研究課題/領域番号 |
25370239
|
研究機関 | 早稲田大学 |
研究代表者 |
高橋 敏夫 早稲田大学, 文学学術院, 教授 (20236300)
|
研究期間 (年度) |
2013-04-01 – 2018-03-31
|
キーワード | 大衆文学 / 歴史小説 / 時代小説 / 司馬遼太郎 / 司馬史観 / 吉村昭 / 戦史小説 |
研究実績の概要 |
本年度の研究の目的は、1960年代から1970年代に至る「歴史小説」ブームの内実と意義を考察することにある。①ブームの全体を概観する。②そのなかで重要な役割をはたす司馬遼太郎と吉村昭をとりあげ、主要作品を考察する。③司馬遼太郎について――戦後の歴史小説ブームをひっぱったのは、いうまでもなく司馬である。長らく純文学の下方に貶められてきた歴史小説を、司馬は手にとるのが誇らしい文学へとおしあげた。秩序のなかの競争的動乱を生きる大人=勤め人のための文学として。それは、司馬の活躍が高度成長期および明治百周年にかさなったとき、戦後著しく衰退していたナショナリズムの培養器となる。学徒出陣し栃木県で敗戦を迎えた二十二歳の司馬は、愚昧な指揮官を前に「日本人とは何か」という疑問をいだく。この問いとのたえまない応答は後に、西洋列強と対峙して近代化、国家形成を遂行した日本が、日露戦争以後進路を誤り愚劣な大戦争にたどりつくとの独特な司馬史観をうみだす。初期の代表作『竜馬がゆく』、秋山好古、真之兄弟と同郷の正岡子規がそれぞれの道を選び、日清、日露戦争にかかわる『坂の上の雲』、維新から西南戦争までの西郷隆盛を描出した『翔ぶが如く』などを個別に考察する。④吉村昭について――吉村昭(一九二七~二〇〇六)には「歴史」とは軽重のない細部の連鎖だという見方が確固としてあった。これは吉村が、細部一つ一つにこだわりぬく純文学的修業を長くつづけたことにかかわるだろう。
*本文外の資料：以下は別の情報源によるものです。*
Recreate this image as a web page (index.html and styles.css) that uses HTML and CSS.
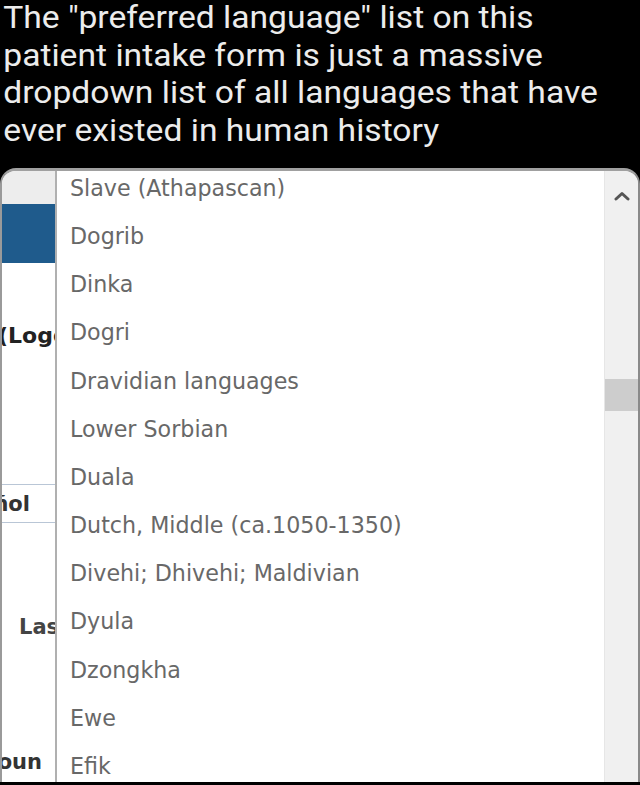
FILE: index.html
```html
<!DOCTYPE html>
<html>
<head>
<meta charset="utf-8">
<link rel="stylesheet" href="styles.css">
</head>
<body>
<div class="caption"><div class="caption-text">The "preferred language" list on this<br>patient intake form is just a massive<br>dropdown list of all languages that have<br>ever existed in human history</div></div>
<div class="card">
  <div class="form">
    <div class="strip"></div>
    <div class="banner"></div>
    <div class="label login">(Logon</div>
    <div class="field"><span>Español</span></div>
    <div class="label last">Last Name</div>
    <div class="label pron">Pronoun</div>
  </div>
  <div class="dropdown">
    <ul class="options">
      <li>Slave (Athapascan)</li>
      <li>Dogrib</li>
      <li>Dinka</li>
      <li>Dogri</li>
      <li>Dravidian languages</li>
      <li>Lower Sorbian</li>
      <li>Duala</li>
      <li>Dutch, Middle (ca.1050-1350)</li>
      <li>Divehi; Dhivehi; Maldivian</li>
      <li>Dyula</li>
      <li>Dzongkha</li>
      <li>Ewe</li>
      <li>Efik</li>
    </ul>
    <div class="scrollbar">
      <svg class="arrow" width="16" height="10" viewBox="0 0 16 10"><polyline points="2,8 8,2.5 14,8" fill="none" stroke="#555" stroke-width="3" stroke-linecap="round" stroke-linejoin="round"/></svg>
      <div class="thumb"></div>
    </div>
  </div>
</div>
</body>
</html>
```
FILE: styles.css
```css
html, body {
  margin: 0;
  padding: 0;
}
body {
  background: #000;
  width: 640px;
  height: 785px;
  overflow: hidden;
}
.caption {
  height: 168px;
  overflow: hidden;
}
.caption-text {
  font-family: Roboto, "Liberation Sans", sans-serif;
  font-size: 31px;
  line-height: 37.5px;
  color: #ececec;
  padding-left: 3px;
  white-space: nowrap;
  transform: scaleX(1.085);
  transform-origin: 0 0;
  margin-top: -1px;
}
.card {
  display: flex;
  background: #fff;
  border-top: 3px solid #a0a0a0;
  border-left: 2px solid #9a9a9a;
  border-right: 2px solid #8a8a8a;
  border-radius: 16px 16px 0 0;
  height: 614px;
  overflow: hidden;
  box-sizing: border-box;
}
.form {
  width: 53px;
  flex: none;
  overflow: hidden;
  font-family: "DejaVu Sans", Verdana, sans-serif;
  font-size: 21px;
  font-weight: bold;
  color: #333;
}
.strip {
  height: 33px;
  background: #ededed;
}
.banner {
  height: 59px;
  background: #1f5b8c;
}
.label {
  height: 30px;
  line-height: 30px;
  white-space: nowrap;
}
.login {
  margin-top: 58px;
  margin-left: -4px;
  font-size: 22px;
  color: #222;
}
.field {
  margin-top: 133px;
  height: 39px;
  border-top: 1px solid #b9c6d6;
  border-bottom: 1px solid #b9c6d6;
  box-sizing: border-box;
  display: flex;
  justify-content: flex-end;
  align-items: center;
  padding-right: 25px;
  white-space: nowrap;
}
.last {
  margin-top: 89px;
  margin-left: 17px;
  color: #444;
}
.pron {
  margin-top: 105px;
  display: flex;
  justify-content: flex-end;
  padding-right: 13px;
}
.dropdown {
  flex: 1;
  display: flex;
  border-left: 2px solid #b0b0b0;
  min-width: 0;
}
.options {
  flex: 1;
  list-style: none;
  margin: -7px 0 0 0;
  padding: 0 0 0 13px;
  font-family: "DejaVu Sans", Verdana, sans-serif;
  font-size: 22.2px;
  color: #686868;
  overflow: hidden;
}
.options li {
  height: 48.17px;
  line-height: 48px;
  white-space: nowrap;
}
.scrollbar {
  width: 33px;
  flex: none;
  background: #f0f0f0;
  border-left: 1px solid #e6e6e6;
  display: flex;
  flex-direction: column;
  align-items: center;
}
.arrow {
  margin-top: 20px;
  margin-left: 1px;
}
.thumb {
  align-self: stretch;
  margin-top: 178px;
  height: 32px;
  background: #cdcdcd;
}
```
執拗な資料探索と綿密な取材に基づき書かれる、『戦艦武蔵』、『陸奥沈没といった卓抜な戦史小説、『間宮林蔵』、『生麦事件』、『桜田門外ノ変』、『天狗騒乱』、『大黒屋光大夫』、『彰義隊』などを個別に考察する。 同時に、現在続々刊行される「歴史小説」を考察、かつての「歴史小説」との共通性と差異をできるだけ明らかにすることに努めた。これもまた本研究の一環である。
|
現在までの達成度 (区分) |
現在までの達成度 (区分)
2: おおむね順調に進展している
理由
戦後「歴史小説」ブームを司馬遼太郎と吉村昭という全く作風の異なる作家の諸作品を通して考察することが今年度の研究目的であった。主要作品の検討はすんだが、全作品を検討するところまでは至らなかった。次年度において引き続き収集と分析をしたい。 また、二人の作家以外にも多くの歴史小説作家が同時期にあらわれている。この作家たちの検討も続けたい。 また、昨年度の研究から浮かび上がった「歴史・時代小説」における「なかま」の形成というテーマについては、司馬遼太郎にはそれがはっきりとあらわれているが、吉村昭ではわずかな例にとどまる。この理由についても、考察を持続させたい。
|
今後の研究の推進方策 |
2015年度の研究目的は、一昨年度および昨年度の研究をふまえつつ、1970年代から1980年代までの「悪党ブーム」の内実と意義を考察することにある。実際の歴史的事実に基づきつつも、その背後の闇を凝視した二人の作家、池波正太郎と隆慶一郎の主要作を検討する。「歴史」に密着した司馬遼太郎、吉村昭と、「歴史」の奥をのぞきこんだ二人の作家とのちがいについても考えたい。こうして前年度の研究成果は次の研究に引き継がれていく。この継続性を大切にしたい。
|
次年度使用額が生じた理由 |
2014年度は一年間のサバティカルのため、海外での研究や発表に思わぬ時間を取られて、本研究において直接、間接的に必要な文献を収集する十分な時間を得られなかったのが理由である。研究は引き継がれるので、次年度において収集を継続するほかが良いと判断した。
|
次年度使用額の使用計画 |
今年度は、「悪党小説」ブームの考察だが、それに関連する資料の収集を、昨年度の「歴史小説」ブームの考察をめぐる資料収集と同時に進めたい。